Norway does not plan to intervene to halt the strike and may change its stance should the strike escalate, labour minister Hanne Bjurstroem said on Wednesday.
But low expectations for a bold move from a Thursday summit of European leaders to halt contagion from the 30-month long debt crisis once again switched the focus from supply back to a weak demand outlook.
German Chancellor Angela Merkel snuffed out the idea of common euro zone bonds, which are favoured by France, Italy and Spain, saying that Europe would not share total debt liability "as long as I live".
"The global supply and demand, or macro concerns on Europe have not really changed, hence it might be difficult to carry on the move of yesterday in crude oil," said Olivier Jakob at Petromatrix in Zug, Switzerland.
Brent on Tuesday posted its largest daily percentage gain since March 1, settling above $93 for the first time in a week after Norway's Statoil ASA said it would shut four more oil platforms in the North Sea.
This will reduce output at the world's eighth-largest oil producer by 150,000 barrels per day.
Brent's price jump stretched its premium over West Texas Intermediate (WTI) prices <CL-LCO1=R> to more than $13 on Tuesday, the widest in more than a week.
Investors, who are closely watching for clues on the supply-demand dynamic, were awaiting U.S. inventory data from the Energy Information Administration.
U.S. crude stockpiles were forecast to have fallen by 500,000 barrels last week because of a drop in imports, an extended Reuters poll of analysts found, ahead of to be released at 1430 GMT.
But data from the American Petroleum Institute (API) late on Tuesday showed an unexpected rise of 507,000 barrels last week.
Oil is on track to drop more than 20 percent in the second quarter, the largest three-month fall since the financial crisis in 2008, due to demand concerns triggered by economic worries.
"At current levels, oil is trading almost exactly at fair value," Credit Suisse analysts said in a monthly report.
"The geopolitical risk premium due to a potential escalation of the situation surrounding the Iranian nuclear programme now seems to be priced out completely.
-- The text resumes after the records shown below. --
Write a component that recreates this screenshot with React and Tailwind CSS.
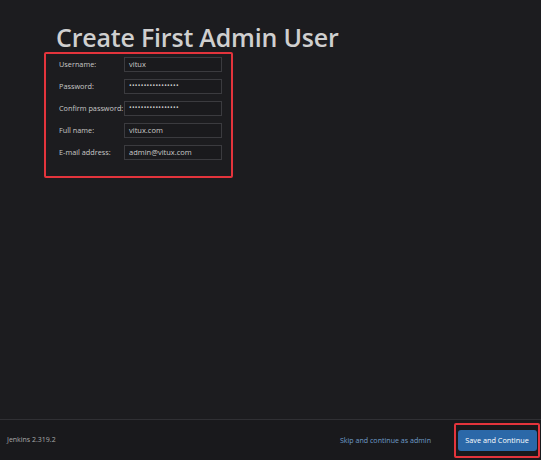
import React from "react";

const dots = "•••••••••••••••••";
const rows = [
  { label: "Username:", value: "vitux" },
  { label: "Password:", value: dots, pw: true },
  { label: "Confirm password:", value: dots, pw: true },
  { label: "Full name:", value: "vitux.com" },
  { label: "E-mail address:", value: "admin@vitux.com" },
];

export default function App() {
  return (
    <div
      className="w-[541px] h-[460px] bg-[#1c1c1f] flex flex-col overflow-hidden"
      style={{ fontFamily: '"Open Sans", "Noto Sans", sans-serif' }}
    >
      <div className="flex-1 flex flex-col">
        <h1 className="ml-[56px] mt-[23px] text-[25px] leading-[29px] font-semibold text-[#cfcfcf] tracking-[-0.2px] whitespace-nowrap">
          Create First Admin User
        </h1>
        <div className="ml-[44px] w-[189px] h-[126px] border-2 border-[#e3343c] rounded-[2px] pt-[3px] pl-[13px]">
          <div className="flex flex-col gap-[7px]">
            {rows.map((r) => (
              <div key={r.label} className="flex items-start">
                <div className="w-[65px] text-[7.3px] leading-[10px] text-[#c8c8c8] pt-[2px] whitespace-nowrap">
                  {r.label}
                </div>
                <div className="w-[98px] h-[15px] border border-[#3b3b3f] bg-[#1a1a1d] flex items-center pl-[4px] text-[7.5px] text-[#cacaca]">
                  {r.pw ? (
                    <span className="text-[7px] tracking-[0.3px]">{r.value}</span>
                  ) : (
                    r.value
                  )}
                </div>
              </div>
            ))}
          </div>
        </div>
      </div>
      <div className="h-[41px] border-t border-[#303034] bg-[#19191c] flex items-center">
        <div className="ml-[7px] text-[7px] text-[#a8a8a8] mt-[1px]">Jenkins 2.319.2</div>
        <div className="ml-auto text-[7.1px] text-[#6e9cc9]">Skip and continue as admin</div>
        <div className="ml-[23px] mr-[1px] w-[86px] h-[35px] border-2 border-[#e3343c] rounded-[2px] flex items-center justify-center">
          <div className="w-[79px] h-[21px] bg-[#2b68a8] rounded-[3px] flex items-center justify-center text-[7.3px] text-white">
            Save and Continue
          </div>
        </div>
      </div>
    </div>
  );
}
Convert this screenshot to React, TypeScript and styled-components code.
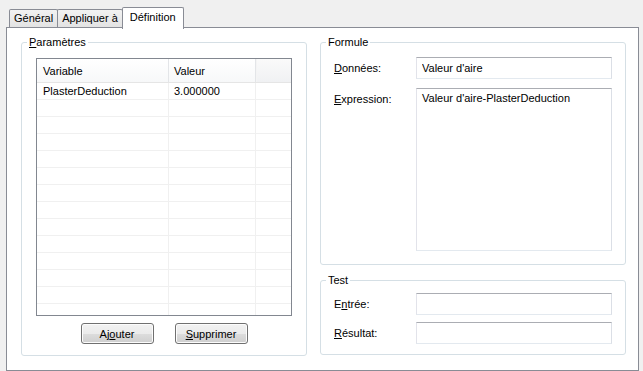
import React from 'react';
import styled, { createGlobalStyle } from 'styled-components';

const Global = createGlobalStyle`
  html, body { margin: 0; padding: 0; background: #f0f0f0; }
  body { font-family: "Liberation Sans", Arial, sans-serif; font-size: 11px; color: #000; }
  *, *::before, *::after { box-sizing: border-box; }
`;

const Window = styled.div`
  width: 643px;
  height: 371px;
  padding: 7px 4px 0 6px;
  display: flex;
  flex-direction: column;
  overflow: hidden;
`;

const TabStrip = styled.div`
  display: flex;
  align-items: flex-end;
  height: 20px;
  padding-left: 3px;
  position: relative;
  z-index: 1;
`;

const Tab = styled.div<{ $active?: boolean }>`
  height: ${p => (p.$active ? 22 : 18)}px;
  margin-bottom: ${p => (p.$active ? -2 : 0)}px;
  padding: 0 ${p => (p.$active ? 7 : 4)}px ${p => (p.$active ? 3 : 0)}px;
  border: 1px solid #898c95;
  border-bottom: none;
  border-radius: 2px 2px 0 0;
  background: ${p => (p.$active ? '#ffffff' : 'linear-gradient(#f2f2f2, #e3e3e3)')};
  display: flex;
  align-items: center;
  line-height: 13px;
  white-space: nowrap;
  & + & { margin-left: -1px; }
`;

const Panel = styled.div`
  flex: 1;
  background: #fff;
  border: 1px solid #898c95;
  display: grid;
  grid-template-columns: 286px 306px;
  column-gap: 13px;
  padding: 8px 12px 14px 14px;
`;

const GroupBox = styled.fieldset`
  margin: 0;
  padding: 0;
  min-width: 0;
  border: 1px solid #d5dfe5;
  border-radius: 3px;
`;

const Legend = styled.legend`
  margin-left: 5px;
  padding: 0 2px;
  line-height: 13px;
  font-size: 11px;
`;

const Key = styled.u`
  text-decoration: underline;
  text-decoration-thickness: 1px;
  text-underline-offset: 1px;
`;

const ParamsBody = styled.div`
  padding: 9px 14px 11px 14px;
  display: flex;
  flex-direction: column;
  gap: 7px;
`;

const List = styled.div`
  height: 258px;
  border: 1px solid #828790;
  background: #fff;
  overflow: hidden;
`;

const HeaderRow = styled.div`
  display: flex;
  height: 24px;
  border-bottom: 1px solid #e5e5e5;
  background: linear-gradient(#ffffff, #f7f8f9);
`;

const HeaderCell = styled.div<{ $w?: number; $pad?: number; $filler?: boolean }>`
  ${p => (p.$w ? `width: ${p.$w}px;` : 'flex: 1;')}
  padding-left: ${p => p.$pad ?? 5}px;
  display: flex;
  align-items: center;
  border-right: ${p => (p.$filler ? 'none' : '1px solid #e3e5e8')};
  background: ${p => (p.$filler ? 'linear-gradient(#fafafa, #f0f1f3)' : 'transparent')};
  box-shadow: ${p => (p.$filler ? 'inset 1px 0 0 #f4f4f4' : 'none')};
`;

const Row = styled.div`
  display: flex;
  height: 17px;
  border-bottom: 1px solid #f0f0f0;
`;

const Cell = styled.div<{ $w?: number; $pad?: number; $last?: boolean }>`
  ${p => (p.$w ? `width: ${p.$w}px;` : 'flex: 1;')}
  padding-left: ${p => p.$pad ?? 5}px;
  display: flex;
  align-items: center;
  white-space: nowrap;
  border-right: ${p => (p.$last ? 'none' : '1px solid #f0f0f0')};
`;

const ButtonRow = styled.div`
  display: flex;
  justify-content: center;
  gap: 21px;
`;

const Button = styled.button`
  width: 73px;
  height: 21px;
  padding: 0;
  font: inherit;
  color: #000;
  border: 1px solid #707070;
  border-radius: 3px;
  background: linear-gradient(#f2f2f2 0%, #ebebeb 50%, #dddddd 51%, #cfcfcf 100%);
  box-shadow: inset 0 0 0 1px #fcfcfc;
`;

const RightColumn = styled.div`
  display: flex;
  flex-direction: column;
  gap: 9px;
`;

const FormBody = styled.div<{ $top: number; $bottom: number; $gap: number }>`
  display: grid;
  grid-template-columns: 82px 1fr;
  row-gap: ${p => p.$gap}px;
  align-items: start;
  padding: ${p => p.$top}px 13px ${p => p.$bottom}px 13px;
`;

const Label = styled.label`
  line-height: 22px;
  white-space: nowrap;
`;

const TextBox = styled.input`
  width: 100%;
  height: 22px;
  margin: 0;
  padding: 0 5px;
  font: inherit;
  color: #000;
  background: #fff;
  border: 1px solid;
  border-color: #abadb3 #dbdfe6 #e3e9ef #e2e3ea;
  outline: none;
`;

const TextArea = styled.textarea`
  display: block;
  width: 100%;
  height: 163px;
  margin: 0;
  padding: 3px 5px;
  font: inherit;
  color: #000;
  background: #fff;
  resize: none;
  border: 1px solid;
  border-color: #abadb3 #dbdfe6 #e3e9ef #e2e3ea;
  outline: none;
`;

const rows = [{ name: 'PlasterDeduction', value: '3.000000' }];
const emptyRows = 13;

export default function App() {
  return (
    <>
      <Global />
      <Window>
        <TabStrip>
          <Tab>Général</Tab>
          <Tab>Appliquer à</Tab>
          <Tab $active>Définition</Tab>
        </TabStrip>
        <Panel>
          <GroupBox>
            <Legend>
              <Key>P</Key>aramètres
            </Legend>
            <ParamsBody>
              <List>
                <HeaderRow>
                  <HeaderCell $w={132} $pad={6}>Variable</HeaderCell>
                  <HeaderCell $w={87}>Valeur</HeaderCell>
                  <HeaderCell $filler />
                </HeaderRow>
                {rows.map(r => (
                  <Row key={r.name}>
                    <Cell $w={132} $pad={6}>{r.name}</Cell>
                    <Cell $w={87}>{r.value}</Cell>
                    <Cell $last />
                  </Row>
                ))}
                {Array.from({ length: emptyRows }).map((_, i) => (
                  <Row key={i}>
                    <Cell $w={132} />
                    <Cell $w={87} />
                    <Cell $last />
                  </Row>
                ))}
              </List>
              <ButtonRow>
                <Button>
                  Aj<Key>o</Key>uter
                </Button>
                <Button>
                  <Key>S</Key>upprimer
                </Button>
              </ButtonRow>
            </ParamsBody>
          </GroupBox>
          <RightColumn>
            <GroupBox>
              <Legend>Formule</Legend>
              <FormBody $top={8} $bottom={13} $gap={9}>
                <Label>
                  <Key>D</Key>onnées:
                </Label>
                <TextBox readOnly defaultValue="Valeur d'aire" />
                <Label>
                  <Key>E</Key>xpression:
                </Label>
                <TextArea readOnly defaultValue="Valeur d'aire-PlasterDeduction" />
              </FormBody>
            </GroupBox>
            <GroupBox>
              <Legend>Test</Legend>
              <FormBody $top={6} $bottom={10} $gap={7}>
                <Label>
                  E<Key>n</Key>trée:
                </Label>
                <TextBox readOnly defaultValue="" />
                <Label>
                  <Key>R</Key>ésultat:
                </Label>
                <TextBox readOnly defaultValue="" />
              </FormBody>
            </GroupBox>
          </RightColumn>
        </Panel>
      </Window>
    </>
  );
}
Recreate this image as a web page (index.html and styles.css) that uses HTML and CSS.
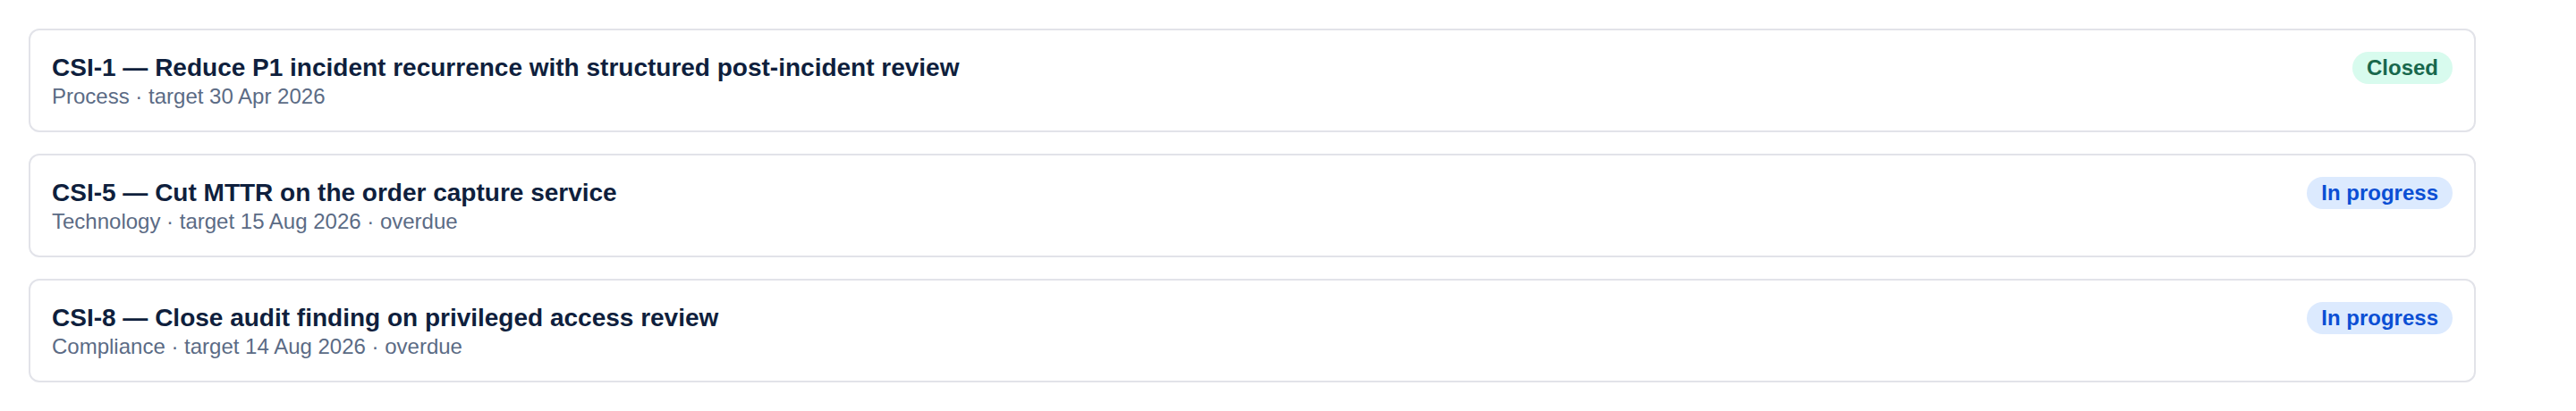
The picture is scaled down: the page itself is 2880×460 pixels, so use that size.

Whether this is justified is arguable."
U.S. and EU sanctions on Iranian crude would start this week, but the impact was expected to be marginal as higher output from OPEC helped fill the shortfall, Creed said.
Iran on Tuesday urged the European Union to reconsider an embargo on Iranian oil that comes into effect on July 1, saying that it wanted engagement and not confrontation with the bloc.
Geopolitical tensions rose in the Middle East after NATO allies condemned Syria for shooting down a Turkish military plane. (Additional reporting by Florence Tan in Singapore; Editing by Alison Birrane)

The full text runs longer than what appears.